= Union of Clothing Workers =

Trade union of Finland

The Union of Clothing Workers (Suomen Vaatetustyöläisten liitto, SVL) was a trade union representing workers in the clothes industry in Finland.

The first Finnish Clothing Workers' Union was banned in 1930. The Workers' Union gained responsibility for organising clothing workers, setting up branches for clothing workers. This approach proved unsuccessful, with only 898 workers holding membership of the branches by the start of 1938. As a result, on 1 January 1938, the Union of Clothing Workers was founded, and the Workers' Union's clothing branches transferred into it.
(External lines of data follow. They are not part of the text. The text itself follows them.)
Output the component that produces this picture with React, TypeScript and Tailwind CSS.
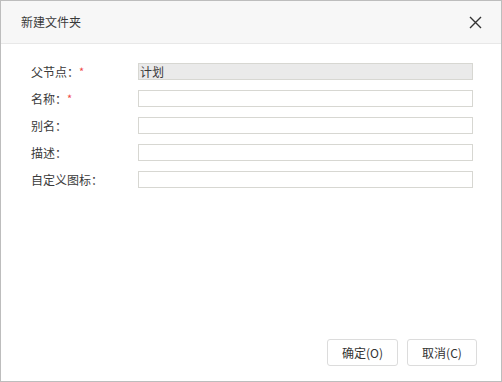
import React from 'react';

const FONT = { fontFamily: '"Noto Sans CJK SC", "Noto Sans", sans-serif' };

const FIELDS = [
  { label: '父节点：', required: true, value: '计划', disabled: true },
  { label: '名称：', required: true, value: '' },
  { label: '别名：', required: false, value: '' },
  { label: '描述：', required: false, value: '' },
  { label: '自定义图标：', required: false, value: '' },
];

const App: React.FC = () => {
  return (
    <div
      className="w-[502px] h-[382px] bg-white border border-[#bdbdbd] flex flex-col text-[12px] text-[#3a3a3a]"
      style={FONT}
    >
      {/* Header */}
      <div className="h-[43px] shrink-0 bg-[#f7f7f7] border-b border-[#e8e8e8] flex items-center justify-between pl-[20px] pr-[19px]">
        <span className="leading-none">新建文件夹</span>
        <svg width="13" height="13" viewBox="0 0 13 13" className="text-[#333]">
          <path d="M1 1 L12 12 M12 1 L1 12" stroke="currentColor" strokeWidth="1.4" fill="none" />
        </svg>
      </div>

      {/* Body */}
      <div className="flex-1 flex flex-col gap-[10px] pt-[19px] pl-[30px] pr-[28px]">
        {FIELDS.map((f) => (
          <div key={f.label} className="flex items-center h-[17px]">
            <div className="w-[107px] shrink-0 flex items-center leading-none">
              <span>{f.label}</span>
              {f.required && <span className="text-[#f04848] text-[11px] -mt-[1px]">*</span>}
            </div>
            <div
              className={`flex-1 h-[17px] border border-[#d7d7d2] flex items-center px-[1px] leading-none ${
                f.disabled ? 'bg-[#eaeaea]' : 'bg-white'
              }`}
            >
              {f.value}
            </div>
          </div>
        ))}
      </div>

      {/* Footer */}
      <div className="shrink-0 flex justify-end gap-[9px] pr-[24px] pb-[15px]">
        <button className="w-[71px] h-[27px] border border-[#dcdcdc] rounded-[3px] bg-white text-[12px] text-[#333]">
          确定(O)
        </button>
        <button className="w-[70px] h-[27px] border border-[#dcdcdc] rounded-[3px] bg-white text-[12px] text-[#333]">
          取消(C)
        </button>
      </div>
    </div>
  );
};

export default App;
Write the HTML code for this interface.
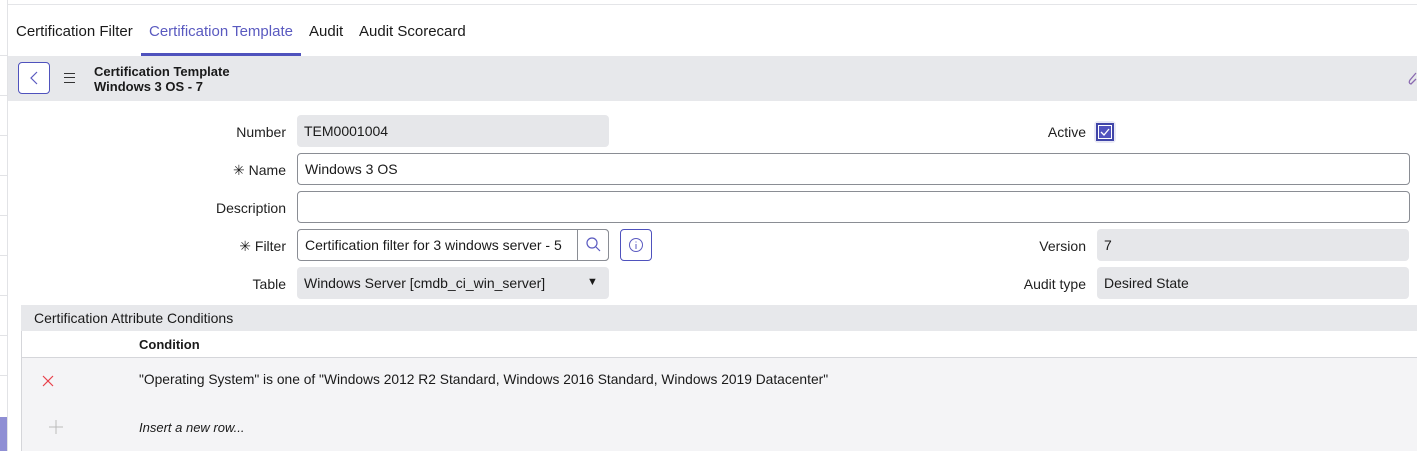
<!DOCTYPE html>
<html><head><style>
body{margin:0;width:1417px;height:451px;overflow:hidden;background:#fff;font-family:"Liberation Sans",sans-serif;position:relative;color:#1a1a1a}
.a{position:absolute}
.lbl{position:absolute;font-size:14px;text-align:right;color:#1f1f1f}
.in{position:absolute;box-sizing:border-box;border-radius:4px;font-size:14px;padding:0 7px;display:flex;align-items:center}
.ro{background:#e6e7ea}
.ed{border:1px solid #8a8d94;background:#fff}
.ln{position:absolute;left:0;width:7px;height:1px;background:#e2e3e6}
</style></head><body>
<div class="a" style="left:7px;top:0;width:1410px;height:4px;border-bottom:1px solid #e4e5e8"></div>
<div class="a" style="left:0;top:0;width:7px;height:451px;border-right:1px solid #e2e3e6;background:#fff"></div>
<div class="ln" style="top:55px"></div><div class="ln" style="top:95px"></div><div class="ln" style="top:135px"></div><div class="ln" style="top:175px"></div><div class="ln" style="top:215px"></div><div class="ln" style="top:255px"></div><div class="ln" style="top:295px"></div><div class="ln" style="top:335px"></div><div class="ln" style="top:375px"></div>
<div class="a" style="left:0;top:417px;width:7px;height:34px;background:#8f8fd4"></div>

<div class="a" style="left:16px;top:23px;font-size:15px">Certification Filter</div>
<div class="a" style="left:149px;top:23px;font-size:15px;color:#5a5ac0">Certification Template</div>
<div class="a" style="left:141px;top:53px;width:160px;height:3px;background:#4f52bd"></div>
<div class="a" style="left:309px;top:23px;font-size:15px">Audit</div>
<div class="a" style="left:359px;top:23px;font-size:15px">Audit Scorecard</div>

<div class="a" style="left:8px;top:56px;width:1409px;height:45px;background:#e7e8eb"></div>
<div class="a" style="left:18px;top:62px;width:32px;height:32px;box-sizing:border-box;border:1px solid #4f52bd;border-radius:4px;background:#fff"><svg width="30" height="30"><path d="M18 9 L12 15 L18 21" stroke="#5a5ac0" fill="none" stroke-width="1.2"/></svg></div>
<div class="a" style="left:64px;top:73px;width:11px;height:8px;border-top:1px solid #333;border-bottom:1px solid #333"><div style="margin-top:3px;height:1px;background:#333"></div></div>
<div class="a" style="left:94px;top:64px;font-size:13px;font-weight:bold;line-height:15px">Certification Template<br>Windows 3 OS - 7</div>
<svg class="a" style="left:1408px;top:70px" width="9" height="16"><path d="M8 3 L2 10 Q0 13 3 14 L8 9" stroke="#8a6ab0" fill="none" stroke-width="1.3"/></svg>

<div class="lbl" style="left:150px;width:136px;top:124px">Number</div>
<div class="in ro" style="left:297px;top:115px;width:312px;height:32px">TEM0001004</div>
<div class="lbl" style="left:950px;width:136px;top:124px">Active</div>
<div class="a" style="left:1094px;top:121px;width:22px;height:22px;border-radius:4px;background:#e8e8f5"></div>
<div class="a" style="left:1096px;top:123px;width:18px;height:18px;box-sizing:border-box;background:#5052be;border:2px solid #4045a8;outline:1px solid #fff;outline-offset:-3px"><svg width="14" height="14" style="position:absolute;left:0;top:0"><path d="M3 7 L6 10 L11 4" stroke="#fff" fill="none" stroke-width="1.3"/></svg></div>

<div class="lbl" style="left:150px;width:136px;top:162px">✳ Name</div>
<div class="in ed" style="left:297px;top:153px;width:1113px;height:32px">Windows 3 OS</div>
<div class="lbl" style="left:150px;width:136px;top:200px">Description</div>
<div class="in ed" style="left:297px;top:191px;width:1113px;height:32px"></div>

<div class="lbl" style="left:150px;width:136px;top:238px">✳ Filter</div>
<div class="in ed" style="left:297px;top:229px;width:312px;height:32px">Certification filter for 3 windows server - 5</div>
<div class="a" style="left:577px;top:229px;width:32px;height:32px;box-sizing:border-box;border:1px solid #8a8d94;border-radius:0 4px 4px 0;background:#fff"><svg width="30" height="30"><circle cx="14" cy="13" r="5" stroke="#5a5ac0" fill="none" stroke-width="1.2"/><path d="M18 17 L22 21" stroke="#5a5ac0" stroke-width="1.2"/></svg></div>
<div class="a" style="left:620px;top:229px;width:32px;height:32px;box-sizing:border-box;border:1px solid #4f52bd;border-radius:4px"><svg width="30" height="30"><circle cx="15" cy="15" r="6.5" stroke="#5a5ac0" fill="none"/><path d="M15 14 V19 M15 11.5 V12.5" stroke="#5a5ac0"/></svg></div>
<div class="lbl" style="left:950px;width:136px;top:238px">Version</div>
<div class="in ro" style="left:1097px;top:229px;width:312px;height:32px">7</div>

<div class="lbl" style="left:150px;width:136px;top:276px">Table</div>
<div class="in ro" style="left:297px;top:267px;width:312px;height:32px">Windows Server [cmdb_ci_win_server]<span style="position:absolute;left:290px;top:9px;font-size:11px">▼</span></div>
<div class="lbl" style="left:950px;width:136px;top:276px">Audit type</div>
<div class="in ro" style="left:1097px;top:267px;width:312px;height:32px">Desired State</div>

<div class="a" style="left:21px;top:305px;width:1396px;height:26px;background:#e7e8eb"></div>
<div class="a" style="left:34px;top:310px;font-size:14px">Certification Attribute Conditions</div>
<div class="a" style="left:21px;top:331px;width:1396px;height:120px;box-sizing:border-box;border-left:1px solid #d5d6da;background:#f4f4f6"></div>
<div class="a" style="left:22px;top:331px;width:1395px;height:26px;background:#fff;border-bottom:1px solid #d5d6da"></div>
<div class="a" style="left:139px;top:337px;font-size:13px;font-weight:bold">Condition</div>
<svg class="a" style="left:42px;top:375px" width="12" height="12"><path d="M1 1 L11 11 M11 1 L1 11" stroke="#e8404a" stroke-width="1.2"/></svg>
<div class="a" style="left:139px;top:372px;font-size:13.8px">"Operating System" is one of "Windows 2012 R2 Standard, Windows 2016 Standard, Windows 2019 Datacenter"</div>
<svg class="a" style="left:49px;top:420px" width="14" height="14"><path d="M7 0 V14 M0 7 H14" stroke="#bbb" stroke-width="1"/></svg>
<div class="a" style="left:139px;top:420px;font-size:13px;font-style:italic">Insert a new row...</div>
</body></html>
The new union affiliated to the Finnish Federation of Trade Unions (SAK) and grew rapidly. It proved particularly successful at recruiting women, and workers in the rapidly expanding clothing factories. By 1945, it had 6,103 members, of whom 89.8% were women. In 1960, it became a founding affiliate of the Finnish Trade Union Federation (SAJ)

In 1969, the SAK and the SAJ merged to form the Central Organisation of Finnish Trade Unions. In response, the following year, the Union of Clothing Workers merged with the Textile and Knitting Workers' Union, and the Textile Workers' Union, to form the Textile and Clothing Workers' Union.